REQUEST:
Transcribe, exactly as they appear, the line that contains "Generate a component", the line that contains "string; sub?: boolean;", and every line in between, and nothing else.

Pages as source code:
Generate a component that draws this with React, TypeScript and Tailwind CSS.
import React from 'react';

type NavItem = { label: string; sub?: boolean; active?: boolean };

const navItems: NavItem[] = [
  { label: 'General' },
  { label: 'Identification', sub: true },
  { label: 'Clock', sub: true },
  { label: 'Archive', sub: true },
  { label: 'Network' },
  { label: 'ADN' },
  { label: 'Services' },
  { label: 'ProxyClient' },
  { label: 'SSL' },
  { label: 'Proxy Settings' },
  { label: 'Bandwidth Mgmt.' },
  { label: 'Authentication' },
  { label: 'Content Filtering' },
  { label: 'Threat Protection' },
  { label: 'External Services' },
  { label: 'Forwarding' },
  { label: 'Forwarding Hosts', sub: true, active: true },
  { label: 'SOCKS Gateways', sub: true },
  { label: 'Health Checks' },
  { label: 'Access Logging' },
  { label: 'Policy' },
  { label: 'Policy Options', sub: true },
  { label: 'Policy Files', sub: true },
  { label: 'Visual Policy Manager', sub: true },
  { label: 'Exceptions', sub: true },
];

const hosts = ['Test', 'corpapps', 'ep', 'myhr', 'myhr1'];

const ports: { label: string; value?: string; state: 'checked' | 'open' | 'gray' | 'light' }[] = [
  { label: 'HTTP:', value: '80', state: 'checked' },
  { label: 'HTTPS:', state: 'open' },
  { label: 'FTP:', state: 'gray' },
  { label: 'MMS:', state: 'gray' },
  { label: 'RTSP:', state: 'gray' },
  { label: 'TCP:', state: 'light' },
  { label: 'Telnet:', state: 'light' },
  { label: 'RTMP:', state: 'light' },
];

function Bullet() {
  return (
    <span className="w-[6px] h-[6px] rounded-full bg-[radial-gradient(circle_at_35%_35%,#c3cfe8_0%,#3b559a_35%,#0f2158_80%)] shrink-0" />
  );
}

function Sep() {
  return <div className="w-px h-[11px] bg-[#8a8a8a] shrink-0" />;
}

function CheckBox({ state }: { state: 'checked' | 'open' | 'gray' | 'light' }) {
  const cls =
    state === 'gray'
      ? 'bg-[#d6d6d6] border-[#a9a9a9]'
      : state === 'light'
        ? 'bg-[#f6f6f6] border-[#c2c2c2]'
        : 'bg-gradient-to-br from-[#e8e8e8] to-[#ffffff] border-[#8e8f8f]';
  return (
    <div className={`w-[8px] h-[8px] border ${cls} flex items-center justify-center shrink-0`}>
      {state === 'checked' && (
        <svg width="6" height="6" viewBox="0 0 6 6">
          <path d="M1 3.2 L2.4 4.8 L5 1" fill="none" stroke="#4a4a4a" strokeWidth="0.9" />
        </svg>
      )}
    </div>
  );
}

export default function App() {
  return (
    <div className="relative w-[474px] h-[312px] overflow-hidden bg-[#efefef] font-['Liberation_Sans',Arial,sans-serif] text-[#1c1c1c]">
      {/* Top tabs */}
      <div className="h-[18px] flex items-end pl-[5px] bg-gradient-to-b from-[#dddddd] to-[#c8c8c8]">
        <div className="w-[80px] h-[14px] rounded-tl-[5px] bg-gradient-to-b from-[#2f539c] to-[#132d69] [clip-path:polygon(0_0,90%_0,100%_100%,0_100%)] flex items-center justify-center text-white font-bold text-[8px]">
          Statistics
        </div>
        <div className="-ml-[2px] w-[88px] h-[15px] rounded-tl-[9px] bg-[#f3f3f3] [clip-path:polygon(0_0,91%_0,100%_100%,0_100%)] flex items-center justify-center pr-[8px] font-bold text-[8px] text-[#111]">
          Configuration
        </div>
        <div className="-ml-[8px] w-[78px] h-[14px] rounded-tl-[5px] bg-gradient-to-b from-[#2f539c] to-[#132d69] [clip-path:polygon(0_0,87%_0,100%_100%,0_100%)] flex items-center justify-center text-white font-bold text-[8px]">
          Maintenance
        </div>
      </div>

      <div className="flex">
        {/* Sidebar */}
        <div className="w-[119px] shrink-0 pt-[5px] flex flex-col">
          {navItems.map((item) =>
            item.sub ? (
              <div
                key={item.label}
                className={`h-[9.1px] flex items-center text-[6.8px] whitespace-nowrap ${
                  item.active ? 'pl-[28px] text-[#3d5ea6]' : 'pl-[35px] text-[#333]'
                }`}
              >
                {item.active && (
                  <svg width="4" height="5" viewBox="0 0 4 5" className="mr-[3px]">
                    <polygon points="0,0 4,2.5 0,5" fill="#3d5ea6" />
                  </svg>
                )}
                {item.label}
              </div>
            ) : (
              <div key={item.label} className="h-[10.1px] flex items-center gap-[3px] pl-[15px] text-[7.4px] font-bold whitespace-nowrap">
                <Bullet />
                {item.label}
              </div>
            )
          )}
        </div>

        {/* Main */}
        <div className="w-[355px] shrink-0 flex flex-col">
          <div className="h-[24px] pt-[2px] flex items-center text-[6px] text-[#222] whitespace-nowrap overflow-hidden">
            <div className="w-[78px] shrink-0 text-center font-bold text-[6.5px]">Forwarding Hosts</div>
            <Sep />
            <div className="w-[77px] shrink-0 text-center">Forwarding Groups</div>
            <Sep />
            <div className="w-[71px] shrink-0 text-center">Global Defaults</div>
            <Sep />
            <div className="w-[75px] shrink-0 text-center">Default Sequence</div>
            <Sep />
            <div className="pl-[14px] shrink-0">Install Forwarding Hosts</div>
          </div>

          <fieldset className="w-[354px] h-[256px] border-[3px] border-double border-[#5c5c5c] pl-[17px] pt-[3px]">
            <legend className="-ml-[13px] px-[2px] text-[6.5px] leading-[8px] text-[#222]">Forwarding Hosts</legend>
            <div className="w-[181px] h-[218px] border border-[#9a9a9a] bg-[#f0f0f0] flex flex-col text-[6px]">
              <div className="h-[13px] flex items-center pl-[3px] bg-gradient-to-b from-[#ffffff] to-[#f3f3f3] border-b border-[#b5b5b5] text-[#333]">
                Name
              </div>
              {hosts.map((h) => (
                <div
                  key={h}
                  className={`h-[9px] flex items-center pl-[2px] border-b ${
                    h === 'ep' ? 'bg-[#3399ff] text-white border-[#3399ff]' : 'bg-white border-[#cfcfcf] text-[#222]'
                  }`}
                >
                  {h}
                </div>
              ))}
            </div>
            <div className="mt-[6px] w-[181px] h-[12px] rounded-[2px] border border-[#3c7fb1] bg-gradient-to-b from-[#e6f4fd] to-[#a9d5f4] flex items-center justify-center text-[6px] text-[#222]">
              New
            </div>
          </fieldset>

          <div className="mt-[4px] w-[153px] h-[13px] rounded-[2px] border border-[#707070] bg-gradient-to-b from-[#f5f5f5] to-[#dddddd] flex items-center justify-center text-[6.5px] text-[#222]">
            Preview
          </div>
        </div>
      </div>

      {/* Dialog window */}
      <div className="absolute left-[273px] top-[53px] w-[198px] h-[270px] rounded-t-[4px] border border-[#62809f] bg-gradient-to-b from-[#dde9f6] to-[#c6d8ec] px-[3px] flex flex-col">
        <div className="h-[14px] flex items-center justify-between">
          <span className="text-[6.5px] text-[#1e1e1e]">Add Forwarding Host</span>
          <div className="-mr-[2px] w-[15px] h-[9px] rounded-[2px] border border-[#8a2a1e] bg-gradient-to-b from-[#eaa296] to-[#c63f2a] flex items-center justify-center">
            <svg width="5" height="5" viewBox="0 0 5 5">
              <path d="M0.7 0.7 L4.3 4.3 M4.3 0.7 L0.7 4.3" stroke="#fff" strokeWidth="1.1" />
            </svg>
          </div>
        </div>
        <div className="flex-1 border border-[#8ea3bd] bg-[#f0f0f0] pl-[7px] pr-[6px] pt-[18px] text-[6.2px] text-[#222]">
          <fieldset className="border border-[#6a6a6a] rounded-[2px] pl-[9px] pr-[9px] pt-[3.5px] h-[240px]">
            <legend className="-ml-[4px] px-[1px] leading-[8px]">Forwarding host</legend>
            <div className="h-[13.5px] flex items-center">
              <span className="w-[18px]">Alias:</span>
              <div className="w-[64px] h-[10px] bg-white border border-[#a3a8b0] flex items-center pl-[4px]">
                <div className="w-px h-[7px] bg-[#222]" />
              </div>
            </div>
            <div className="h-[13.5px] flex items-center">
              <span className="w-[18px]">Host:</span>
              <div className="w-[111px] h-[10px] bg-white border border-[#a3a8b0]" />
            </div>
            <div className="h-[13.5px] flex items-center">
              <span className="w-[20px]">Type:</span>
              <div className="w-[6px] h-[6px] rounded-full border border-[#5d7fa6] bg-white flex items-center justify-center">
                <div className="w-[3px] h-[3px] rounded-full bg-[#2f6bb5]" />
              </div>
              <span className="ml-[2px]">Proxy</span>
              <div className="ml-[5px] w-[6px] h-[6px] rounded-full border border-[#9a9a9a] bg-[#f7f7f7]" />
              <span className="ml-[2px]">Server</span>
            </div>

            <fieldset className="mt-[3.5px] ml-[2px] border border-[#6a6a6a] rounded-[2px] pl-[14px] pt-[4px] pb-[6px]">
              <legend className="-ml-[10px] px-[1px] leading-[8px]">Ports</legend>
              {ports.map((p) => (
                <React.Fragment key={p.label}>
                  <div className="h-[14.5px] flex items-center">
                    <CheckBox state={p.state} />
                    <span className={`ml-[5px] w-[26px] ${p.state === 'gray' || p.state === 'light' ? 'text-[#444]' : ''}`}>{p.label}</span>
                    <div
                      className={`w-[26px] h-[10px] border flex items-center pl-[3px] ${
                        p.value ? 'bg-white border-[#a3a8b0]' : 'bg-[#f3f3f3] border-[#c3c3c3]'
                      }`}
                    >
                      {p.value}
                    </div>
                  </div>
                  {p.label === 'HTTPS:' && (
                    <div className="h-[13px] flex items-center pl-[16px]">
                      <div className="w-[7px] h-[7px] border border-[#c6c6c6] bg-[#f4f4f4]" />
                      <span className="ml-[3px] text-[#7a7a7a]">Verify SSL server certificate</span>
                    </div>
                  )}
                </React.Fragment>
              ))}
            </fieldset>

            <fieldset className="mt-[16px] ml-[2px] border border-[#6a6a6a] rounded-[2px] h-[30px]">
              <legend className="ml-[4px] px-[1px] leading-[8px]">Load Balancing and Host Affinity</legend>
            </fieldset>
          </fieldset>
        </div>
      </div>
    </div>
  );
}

--

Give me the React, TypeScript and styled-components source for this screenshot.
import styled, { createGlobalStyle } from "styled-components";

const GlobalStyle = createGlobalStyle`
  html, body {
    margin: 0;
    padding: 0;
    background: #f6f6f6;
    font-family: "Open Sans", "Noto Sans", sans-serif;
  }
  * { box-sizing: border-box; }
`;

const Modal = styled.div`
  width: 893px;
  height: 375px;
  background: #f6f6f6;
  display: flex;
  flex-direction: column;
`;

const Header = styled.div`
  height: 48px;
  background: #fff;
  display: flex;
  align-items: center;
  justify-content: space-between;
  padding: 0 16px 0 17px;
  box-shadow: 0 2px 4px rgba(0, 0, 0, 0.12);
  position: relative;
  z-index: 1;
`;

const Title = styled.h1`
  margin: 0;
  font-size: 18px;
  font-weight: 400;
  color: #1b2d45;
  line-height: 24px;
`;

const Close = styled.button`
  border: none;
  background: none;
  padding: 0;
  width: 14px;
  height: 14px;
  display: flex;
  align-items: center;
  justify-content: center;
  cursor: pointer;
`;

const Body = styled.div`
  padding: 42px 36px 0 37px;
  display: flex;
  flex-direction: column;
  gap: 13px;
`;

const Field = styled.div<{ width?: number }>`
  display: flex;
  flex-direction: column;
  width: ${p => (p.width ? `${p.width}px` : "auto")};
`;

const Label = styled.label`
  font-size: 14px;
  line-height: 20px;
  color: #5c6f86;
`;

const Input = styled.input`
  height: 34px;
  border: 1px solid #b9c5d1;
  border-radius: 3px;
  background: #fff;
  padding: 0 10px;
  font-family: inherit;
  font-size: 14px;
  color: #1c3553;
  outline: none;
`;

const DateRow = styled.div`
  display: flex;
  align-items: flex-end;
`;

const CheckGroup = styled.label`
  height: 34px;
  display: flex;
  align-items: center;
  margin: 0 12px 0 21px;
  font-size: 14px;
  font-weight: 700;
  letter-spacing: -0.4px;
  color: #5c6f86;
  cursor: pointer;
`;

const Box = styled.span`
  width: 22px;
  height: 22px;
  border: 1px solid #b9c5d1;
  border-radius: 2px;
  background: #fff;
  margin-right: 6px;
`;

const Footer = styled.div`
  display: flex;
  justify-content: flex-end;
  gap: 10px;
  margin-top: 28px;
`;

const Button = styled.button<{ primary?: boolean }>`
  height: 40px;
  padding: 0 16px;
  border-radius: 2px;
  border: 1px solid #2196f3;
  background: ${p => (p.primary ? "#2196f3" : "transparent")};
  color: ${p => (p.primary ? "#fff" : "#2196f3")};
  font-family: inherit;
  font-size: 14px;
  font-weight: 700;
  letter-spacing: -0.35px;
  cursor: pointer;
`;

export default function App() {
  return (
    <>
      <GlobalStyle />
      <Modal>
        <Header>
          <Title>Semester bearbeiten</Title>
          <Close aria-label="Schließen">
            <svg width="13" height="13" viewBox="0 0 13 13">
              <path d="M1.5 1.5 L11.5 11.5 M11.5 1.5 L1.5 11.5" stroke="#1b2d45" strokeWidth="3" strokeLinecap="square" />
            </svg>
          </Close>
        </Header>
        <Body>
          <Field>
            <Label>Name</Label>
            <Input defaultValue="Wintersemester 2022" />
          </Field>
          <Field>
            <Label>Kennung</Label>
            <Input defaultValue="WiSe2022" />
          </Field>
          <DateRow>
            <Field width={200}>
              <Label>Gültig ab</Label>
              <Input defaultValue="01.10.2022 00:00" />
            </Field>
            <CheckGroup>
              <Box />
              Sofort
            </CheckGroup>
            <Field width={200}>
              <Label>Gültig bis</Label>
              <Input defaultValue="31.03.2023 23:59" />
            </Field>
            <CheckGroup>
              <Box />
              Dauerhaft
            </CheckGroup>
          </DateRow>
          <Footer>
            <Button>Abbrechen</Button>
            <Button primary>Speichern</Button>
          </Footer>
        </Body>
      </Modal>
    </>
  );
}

FINISHED EXERCISE:
Generate a component that draws this with React, TypeScript and Tailwind CSS.
import React from 'react';

type NavItem = { label: string; sub?: boolean; active?: boolean };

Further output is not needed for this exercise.